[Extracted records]
>> begin

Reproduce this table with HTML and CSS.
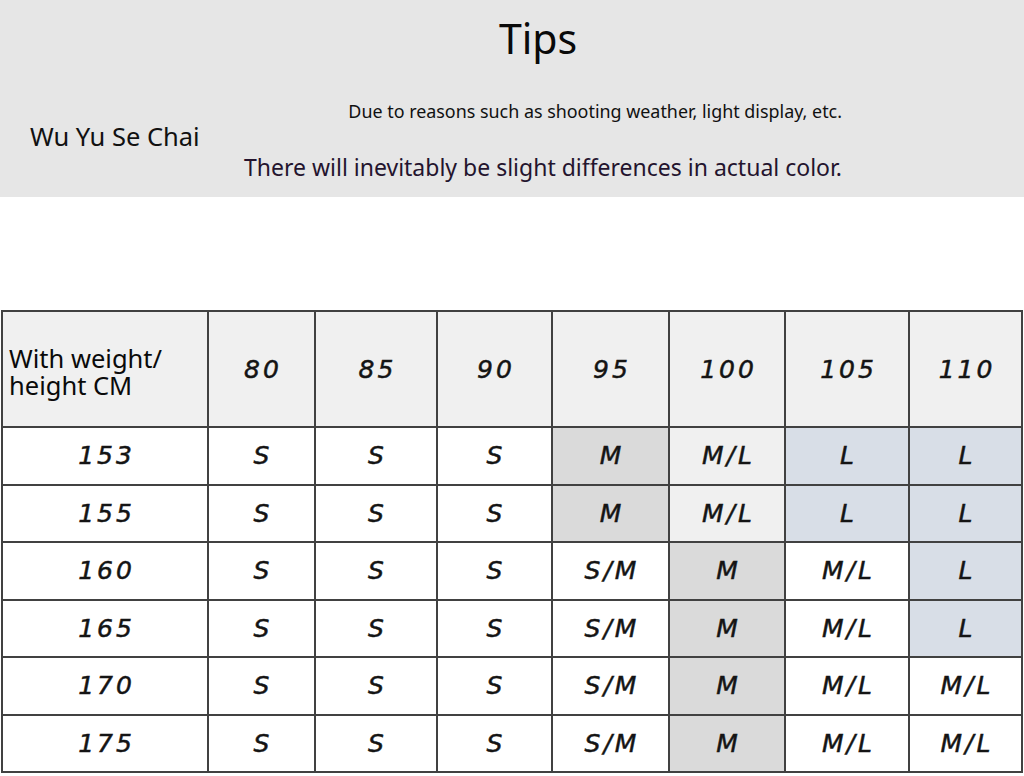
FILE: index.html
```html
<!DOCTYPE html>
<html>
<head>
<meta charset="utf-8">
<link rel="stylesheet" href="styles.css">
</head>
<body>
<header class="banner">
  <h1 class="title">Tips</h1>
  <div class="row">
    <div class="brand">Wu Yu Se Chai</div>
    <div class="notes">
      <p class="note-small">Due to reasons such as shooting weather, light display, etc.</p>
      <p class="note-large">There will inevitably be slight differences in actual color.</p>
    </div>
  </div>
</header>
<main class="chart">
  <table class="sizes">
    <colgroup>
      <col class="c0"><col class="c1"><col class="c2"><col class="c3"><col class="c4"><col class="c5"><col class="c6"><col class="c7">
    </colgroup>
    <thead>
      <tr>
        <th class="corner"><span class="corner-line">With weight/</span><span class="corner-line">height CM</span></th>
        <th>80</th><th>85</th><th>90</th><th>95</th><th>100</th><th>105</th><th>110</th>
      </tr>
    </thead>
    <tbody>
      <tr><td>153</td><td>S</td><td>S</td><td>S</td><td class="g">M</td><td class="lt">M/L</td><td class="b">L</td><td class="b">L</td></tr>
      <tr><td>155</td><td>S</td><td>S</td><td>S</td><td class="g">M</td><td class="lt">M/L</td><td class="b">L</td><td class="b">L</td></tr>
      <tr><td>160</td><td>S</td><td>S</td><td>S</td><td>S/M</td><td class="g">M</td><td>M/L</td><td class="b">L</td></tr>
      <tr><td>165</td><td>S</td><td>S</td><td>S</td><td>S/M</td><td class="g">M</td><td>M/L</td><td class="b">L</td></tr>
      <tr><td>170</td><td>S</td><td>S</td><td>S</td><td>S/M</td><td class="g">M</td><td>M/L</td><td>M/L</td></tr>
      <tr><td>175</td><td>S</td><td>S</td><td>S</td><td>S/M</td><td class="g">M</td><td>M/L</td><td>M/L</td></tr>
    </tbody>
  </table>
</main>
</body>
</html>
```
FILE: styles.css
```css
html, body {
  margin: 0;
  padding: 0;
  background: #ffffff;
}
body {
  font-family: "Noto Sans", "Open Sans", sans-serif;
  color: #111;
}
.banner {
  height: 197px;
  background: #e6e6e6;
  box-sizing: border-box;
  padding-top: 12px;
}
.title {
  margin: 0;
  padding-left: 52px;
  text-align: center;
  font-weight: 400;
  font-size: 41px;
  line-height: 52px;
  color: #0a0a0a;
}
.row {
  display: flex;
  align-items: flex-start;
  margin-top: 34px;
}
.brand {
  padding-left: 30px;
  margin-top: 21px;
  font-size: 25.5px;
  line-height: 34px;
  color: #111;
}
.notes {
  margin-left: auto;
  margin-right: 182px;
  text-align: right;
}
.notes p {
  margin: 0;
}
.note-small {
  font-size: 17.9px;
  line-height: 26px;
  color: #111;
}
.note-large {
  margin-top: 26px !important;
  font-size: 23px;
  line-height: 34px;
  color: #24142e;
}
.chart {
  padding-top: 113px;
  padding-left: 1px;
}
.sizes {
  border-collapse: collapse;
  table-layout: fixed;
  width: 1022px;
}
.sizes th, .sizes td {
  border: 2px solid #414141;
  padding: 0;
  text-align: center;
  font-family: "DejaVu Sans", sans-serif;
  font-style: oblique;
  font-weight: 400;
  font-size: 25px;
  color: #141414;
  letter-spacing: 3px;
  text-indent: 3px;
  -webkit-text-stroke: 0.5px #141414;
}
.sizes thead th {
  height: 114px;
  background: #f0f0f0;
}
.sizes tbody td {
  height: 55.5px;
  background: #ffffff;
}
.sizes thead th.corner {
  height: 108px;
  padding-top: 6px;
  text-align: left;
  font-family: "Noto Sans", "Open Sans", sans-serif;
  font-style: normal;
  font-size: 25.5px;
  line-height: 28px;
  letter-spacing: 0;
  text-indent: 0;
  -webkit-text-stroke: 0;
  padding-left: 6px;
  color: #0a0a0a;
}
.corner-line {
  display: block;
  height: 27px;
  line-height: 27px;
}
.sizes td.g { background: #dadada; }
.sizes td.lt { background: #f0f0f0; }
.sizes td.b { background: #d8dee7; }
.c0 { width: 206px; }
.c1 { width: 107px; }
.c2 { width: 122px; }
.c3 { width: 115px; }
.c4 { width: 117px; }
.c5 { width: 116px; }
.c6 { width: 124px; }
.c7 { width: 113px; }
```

>> end
>> begin

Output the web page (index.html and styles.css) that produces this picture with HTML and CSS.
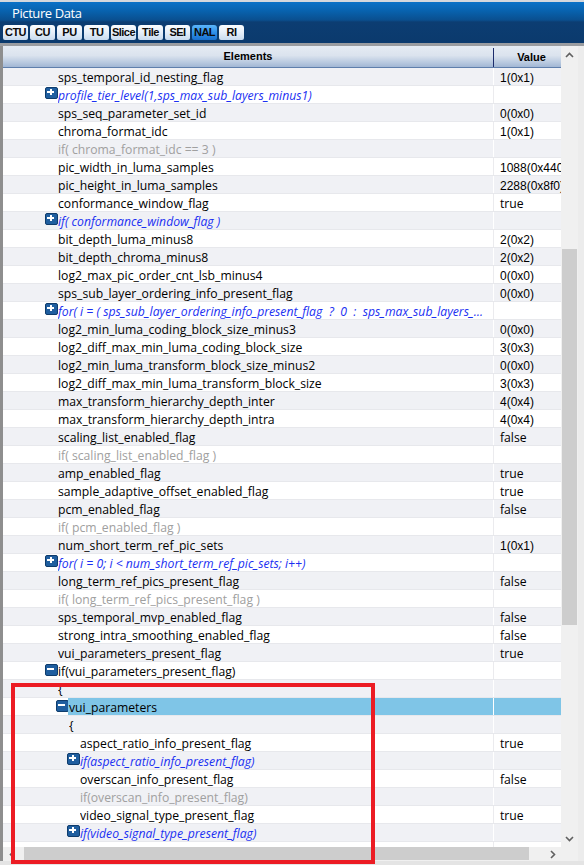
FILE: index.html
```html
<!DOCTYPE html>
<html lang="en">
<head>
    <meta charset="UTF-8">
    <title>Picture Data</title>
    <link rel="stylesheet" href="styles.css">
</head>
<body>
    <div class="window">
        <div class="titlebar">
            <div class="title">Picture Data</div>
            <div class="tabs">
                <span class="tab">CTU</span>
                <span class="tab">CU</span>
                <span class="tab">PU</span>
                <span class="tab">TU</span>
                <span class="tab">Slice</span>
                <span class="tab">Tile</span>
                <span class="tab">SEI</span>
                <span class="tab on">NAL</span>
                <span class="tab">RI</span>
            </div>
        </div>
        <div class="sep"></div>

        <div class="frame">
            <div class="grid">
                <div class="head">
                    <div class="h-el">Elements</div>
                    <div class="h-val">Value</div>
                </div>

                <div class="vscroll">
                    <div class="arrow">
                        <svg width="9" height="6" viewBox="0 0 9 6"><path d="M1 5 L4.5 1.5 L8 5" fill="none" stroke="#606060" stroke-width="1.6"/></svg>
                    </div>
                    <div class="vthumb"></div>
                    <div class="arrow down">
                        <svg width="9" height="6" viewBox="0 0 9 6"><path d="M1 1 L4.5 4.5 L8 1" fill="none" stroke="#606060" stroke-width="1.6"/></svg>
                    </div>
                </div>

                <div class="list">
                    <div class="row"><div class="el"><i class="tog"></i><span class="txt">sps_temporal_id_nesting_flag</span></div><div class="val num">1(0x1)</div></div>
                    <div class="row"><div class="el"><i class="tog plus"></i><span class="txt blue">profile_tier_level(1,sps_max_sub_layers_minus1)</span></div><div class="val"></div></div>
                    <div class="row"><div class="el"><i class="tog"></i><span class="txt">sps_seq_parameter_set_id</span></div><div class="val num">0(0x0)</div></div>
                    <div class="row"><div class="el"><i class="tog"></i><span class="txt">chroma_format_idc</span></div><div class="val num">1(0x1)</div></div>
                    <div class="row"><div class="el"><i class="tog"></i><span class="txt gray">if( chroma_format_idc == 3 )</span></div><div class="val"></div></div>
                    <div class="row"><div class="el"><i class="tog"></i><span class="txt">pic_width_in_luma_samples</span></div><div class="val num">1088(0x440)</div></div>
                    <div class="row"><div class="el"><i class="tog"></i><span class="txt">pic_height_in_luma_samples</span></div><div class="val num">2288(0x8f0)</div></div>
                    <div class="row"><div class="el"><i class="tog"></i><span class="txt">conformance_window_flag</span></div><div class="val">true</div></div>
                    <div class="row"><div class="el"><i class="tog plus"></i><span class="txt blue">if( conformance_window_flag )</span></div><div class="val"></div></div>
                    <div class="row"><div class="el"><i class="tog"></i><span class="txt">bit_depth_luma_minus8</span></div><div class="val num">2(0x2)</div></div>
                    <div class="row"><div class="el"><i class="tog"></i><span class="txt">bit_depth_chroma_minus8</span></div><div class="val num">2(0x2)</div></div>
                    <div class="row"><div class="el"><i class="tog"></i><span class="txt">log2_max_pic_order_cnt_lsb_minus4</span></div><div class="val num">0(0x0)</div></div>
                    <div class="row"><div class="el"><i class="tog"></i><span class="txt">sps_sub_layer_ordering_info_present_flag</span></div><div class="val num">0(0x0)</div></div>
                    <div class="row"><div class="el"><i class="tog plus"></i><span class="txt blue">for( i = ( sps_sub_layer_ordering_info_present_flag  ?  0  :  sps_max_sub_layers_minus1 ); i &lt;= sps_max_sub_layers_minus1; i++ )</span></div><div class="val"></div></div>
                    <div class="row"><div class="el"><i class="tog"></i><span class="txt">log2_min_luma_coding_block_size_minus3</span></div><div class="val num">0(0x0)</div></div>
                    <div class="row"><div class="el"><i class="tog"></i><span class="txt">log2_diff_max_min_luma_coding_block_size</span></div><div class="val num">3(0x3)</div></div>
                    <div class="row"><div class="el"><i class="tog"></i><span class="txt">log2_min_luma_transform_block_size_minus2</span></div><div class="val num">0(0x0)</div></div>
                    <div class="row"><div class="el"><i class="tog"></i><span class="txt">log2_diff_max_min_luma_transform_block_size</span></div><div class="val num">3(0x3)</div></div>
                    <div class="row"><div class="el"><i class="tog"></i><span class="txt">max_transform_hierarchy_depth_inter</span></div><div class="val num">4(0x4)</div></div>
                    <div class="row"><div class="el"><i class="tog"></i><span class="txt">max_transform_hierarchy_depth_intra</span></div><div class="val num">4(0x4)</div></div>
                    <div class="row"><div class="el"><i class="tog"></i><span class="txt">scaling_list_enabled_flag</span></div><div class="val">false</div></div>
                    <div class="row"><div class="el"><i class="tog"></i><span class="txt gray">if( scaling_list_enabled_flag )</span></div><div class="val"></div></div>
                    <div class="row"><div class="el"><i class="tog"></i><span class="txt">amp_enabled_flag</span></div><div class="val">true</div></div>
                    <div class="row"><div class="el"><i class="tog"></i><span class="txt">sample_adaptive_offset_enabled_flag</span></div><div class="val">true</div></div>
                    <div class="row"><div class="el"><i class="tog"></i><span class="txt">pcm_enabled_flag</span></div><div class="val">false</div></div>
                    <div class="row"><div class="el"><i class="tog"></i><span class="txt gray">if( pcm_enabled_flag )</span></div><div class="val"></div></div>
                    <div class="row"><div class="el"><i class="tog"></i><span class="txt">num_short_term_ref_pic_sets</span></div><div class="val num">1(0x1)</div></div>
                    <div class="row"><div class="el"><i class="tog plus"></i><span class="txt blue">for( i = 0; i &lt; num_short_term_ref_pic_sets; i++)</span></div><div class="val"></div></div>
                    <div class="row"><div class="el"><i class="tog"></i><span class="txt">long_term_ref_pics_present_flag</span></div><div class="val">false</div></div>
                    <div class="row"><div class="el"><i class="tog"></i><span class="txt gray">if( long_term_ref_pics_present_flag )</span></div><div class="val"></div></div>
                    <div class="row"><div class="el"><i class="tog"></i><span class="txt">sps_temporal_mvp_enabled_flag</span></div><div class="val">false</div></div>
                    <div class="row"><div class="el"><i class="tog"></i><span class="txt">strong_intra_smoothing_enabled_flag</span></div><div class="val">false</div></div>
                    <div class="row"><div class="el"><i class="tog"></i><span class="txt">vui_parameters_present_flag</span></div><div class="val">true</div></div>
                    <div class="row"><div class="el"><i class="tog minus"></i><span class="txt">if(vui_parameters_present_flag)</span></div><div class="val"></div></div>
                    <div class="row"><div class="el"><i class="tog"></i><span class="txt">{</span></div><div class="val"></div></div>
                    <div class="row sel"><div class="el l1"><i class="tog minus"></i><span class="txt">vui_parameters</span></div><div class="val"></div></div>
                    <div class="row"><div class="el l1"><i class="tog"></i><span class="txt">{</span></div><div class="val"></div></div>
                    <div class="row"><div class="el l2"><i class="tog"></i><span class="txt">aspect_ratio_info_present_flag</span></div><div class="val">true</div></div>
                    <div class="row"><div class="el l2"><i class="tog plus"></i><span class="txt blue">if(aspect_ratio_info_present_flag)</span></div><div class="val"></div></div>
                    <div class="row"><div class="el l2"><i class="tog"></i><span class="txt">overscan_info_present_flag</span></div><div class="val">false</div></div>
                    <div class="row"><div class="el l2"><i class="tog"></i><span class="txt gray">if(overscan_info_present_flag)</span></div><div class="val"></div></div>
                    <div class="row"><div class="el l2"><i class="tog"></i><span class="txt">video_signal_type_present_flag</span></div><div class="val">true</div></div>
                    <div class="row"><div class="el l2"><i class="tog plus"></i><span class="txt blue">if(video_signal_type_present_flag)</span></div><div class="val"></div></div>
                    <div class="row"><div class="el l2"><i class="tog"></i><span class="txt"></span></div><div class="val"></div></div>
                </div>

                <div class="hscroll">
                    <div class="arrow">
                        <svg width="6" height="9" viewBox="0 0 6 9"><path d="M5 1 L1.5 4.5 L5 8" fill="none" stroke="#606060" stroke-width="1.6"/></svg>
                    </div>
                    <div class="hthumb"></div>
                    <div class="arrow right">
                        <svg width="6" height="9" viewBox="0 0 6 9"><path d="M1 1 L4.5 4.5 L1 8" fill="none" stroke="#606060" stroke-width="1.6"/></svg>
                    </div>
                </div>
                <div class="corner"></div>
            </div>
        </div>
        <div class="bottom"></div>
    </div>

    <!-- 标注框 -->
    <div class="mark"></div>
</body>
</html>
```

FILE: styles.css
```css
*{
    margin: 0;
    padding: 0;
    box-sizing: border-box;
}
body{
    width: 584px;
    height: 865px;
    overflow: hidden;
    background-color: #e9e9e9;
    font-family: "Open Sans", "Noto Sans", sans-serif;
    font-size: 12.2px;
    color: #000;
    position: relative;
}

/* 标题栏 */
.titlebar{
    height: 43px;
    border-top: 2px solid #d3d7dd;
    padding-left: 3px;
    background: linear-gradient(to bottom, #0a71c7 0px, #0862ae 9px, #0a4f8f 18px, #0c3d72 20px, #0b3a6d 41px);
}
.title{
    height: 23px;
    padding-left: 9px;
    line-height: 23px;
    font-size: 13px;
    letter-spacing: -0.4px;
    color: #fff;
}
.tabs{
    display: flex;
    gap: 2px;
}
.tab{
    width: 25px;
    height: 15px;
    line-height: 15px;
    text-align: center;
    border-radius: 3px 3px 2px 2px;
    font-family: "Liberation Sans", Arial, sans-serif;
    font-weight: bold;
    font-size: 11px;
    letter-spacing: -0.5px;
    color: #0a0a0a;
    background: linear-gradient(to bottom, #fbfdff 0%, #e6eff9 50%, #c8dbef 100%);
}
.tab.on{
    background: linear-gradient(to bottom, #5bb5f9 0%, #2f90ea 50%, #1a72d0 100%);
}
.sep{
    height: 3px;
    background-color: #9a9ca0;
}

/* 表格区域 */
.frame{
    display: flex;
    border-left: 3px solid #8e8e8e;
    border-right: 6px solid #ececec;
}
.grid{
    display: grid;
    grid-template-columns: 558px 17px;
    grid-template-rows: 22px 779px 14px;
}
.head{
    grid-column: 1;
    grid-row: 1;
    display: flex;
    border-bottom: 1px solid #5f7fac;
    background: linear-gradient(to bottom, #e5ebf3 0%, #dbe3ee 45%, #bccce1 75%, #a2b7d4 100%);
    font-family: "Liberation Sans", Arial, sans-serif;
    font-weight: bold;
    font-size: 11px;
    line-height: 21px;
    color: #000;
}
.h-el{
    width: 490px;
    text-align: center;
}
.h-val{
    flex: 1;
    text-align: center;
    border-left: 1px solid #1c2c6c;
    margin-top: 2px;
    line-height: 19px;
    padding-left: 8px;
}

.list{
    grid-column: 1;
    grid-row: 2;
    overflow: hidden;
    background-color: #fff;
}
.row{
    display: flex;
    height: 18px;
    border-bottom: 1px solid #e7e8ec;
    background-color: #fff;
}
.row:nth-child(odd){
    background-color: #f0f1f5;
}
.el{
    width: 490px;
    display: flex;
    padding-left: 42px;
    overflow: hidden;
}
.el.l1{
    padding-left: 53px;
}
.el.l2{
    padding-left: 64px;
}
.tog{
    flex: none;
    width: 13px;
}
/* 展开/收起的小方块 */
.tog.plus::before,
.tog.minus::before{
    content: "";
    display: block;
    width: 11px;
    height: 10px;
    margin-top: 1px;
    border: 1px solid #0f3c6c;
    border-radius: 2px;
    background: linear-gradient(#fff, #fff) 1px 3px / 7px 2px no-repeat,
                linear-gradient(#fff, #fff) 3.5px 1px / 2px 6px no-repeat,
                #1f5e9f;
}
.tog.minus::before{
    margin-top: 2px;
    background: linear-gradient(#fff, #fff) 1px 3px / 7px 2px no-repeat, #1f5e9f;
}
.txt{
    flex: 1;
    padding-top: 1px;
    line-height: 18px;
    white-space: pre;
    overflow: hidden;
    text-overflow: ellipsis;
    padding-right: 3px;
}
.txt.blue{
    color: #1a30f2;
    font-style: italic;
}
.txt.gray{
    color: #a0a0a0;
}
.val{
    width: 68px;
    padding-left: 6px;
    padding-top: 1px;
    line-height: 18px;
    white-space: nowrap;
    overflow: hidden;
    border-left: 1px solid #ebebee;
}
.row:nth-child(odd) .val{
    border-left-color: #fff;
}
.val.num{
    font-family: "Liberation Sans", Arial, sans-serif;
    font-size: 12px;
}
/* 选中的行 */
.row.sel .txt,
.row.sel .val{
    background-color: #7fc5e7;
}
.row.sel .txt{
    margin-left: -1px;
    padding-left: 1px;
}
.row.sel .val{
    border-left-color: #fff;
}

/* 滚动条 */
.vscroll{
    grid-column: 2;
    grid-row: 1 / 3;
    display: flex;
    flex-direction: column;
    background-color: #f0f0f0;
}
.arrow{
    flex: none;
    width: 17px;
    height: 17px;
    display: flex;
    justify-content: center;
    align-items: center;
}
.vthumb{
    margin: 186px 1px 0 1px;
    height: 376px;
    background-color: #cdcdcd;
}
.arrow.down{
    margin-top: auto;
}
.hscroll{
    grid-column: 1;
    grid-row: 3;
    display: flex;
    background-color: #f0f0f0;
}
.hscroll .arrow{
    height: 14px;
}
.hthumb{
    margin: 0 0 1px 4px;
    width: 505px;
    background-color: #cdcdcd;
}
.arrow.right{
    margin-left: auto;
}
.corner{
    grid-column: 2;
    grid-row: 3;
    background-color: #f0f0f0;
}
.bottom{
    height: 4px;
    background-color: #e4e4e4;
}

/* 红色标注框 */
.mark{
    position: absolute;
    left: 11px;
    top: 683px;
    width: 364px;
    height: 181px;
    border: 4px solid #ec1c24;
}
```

>> end

INSTRUCTIONS TO FOLLOW: In the records above, how many lines contain the string "styles"? State that number only.

WORKED ANSWER: 5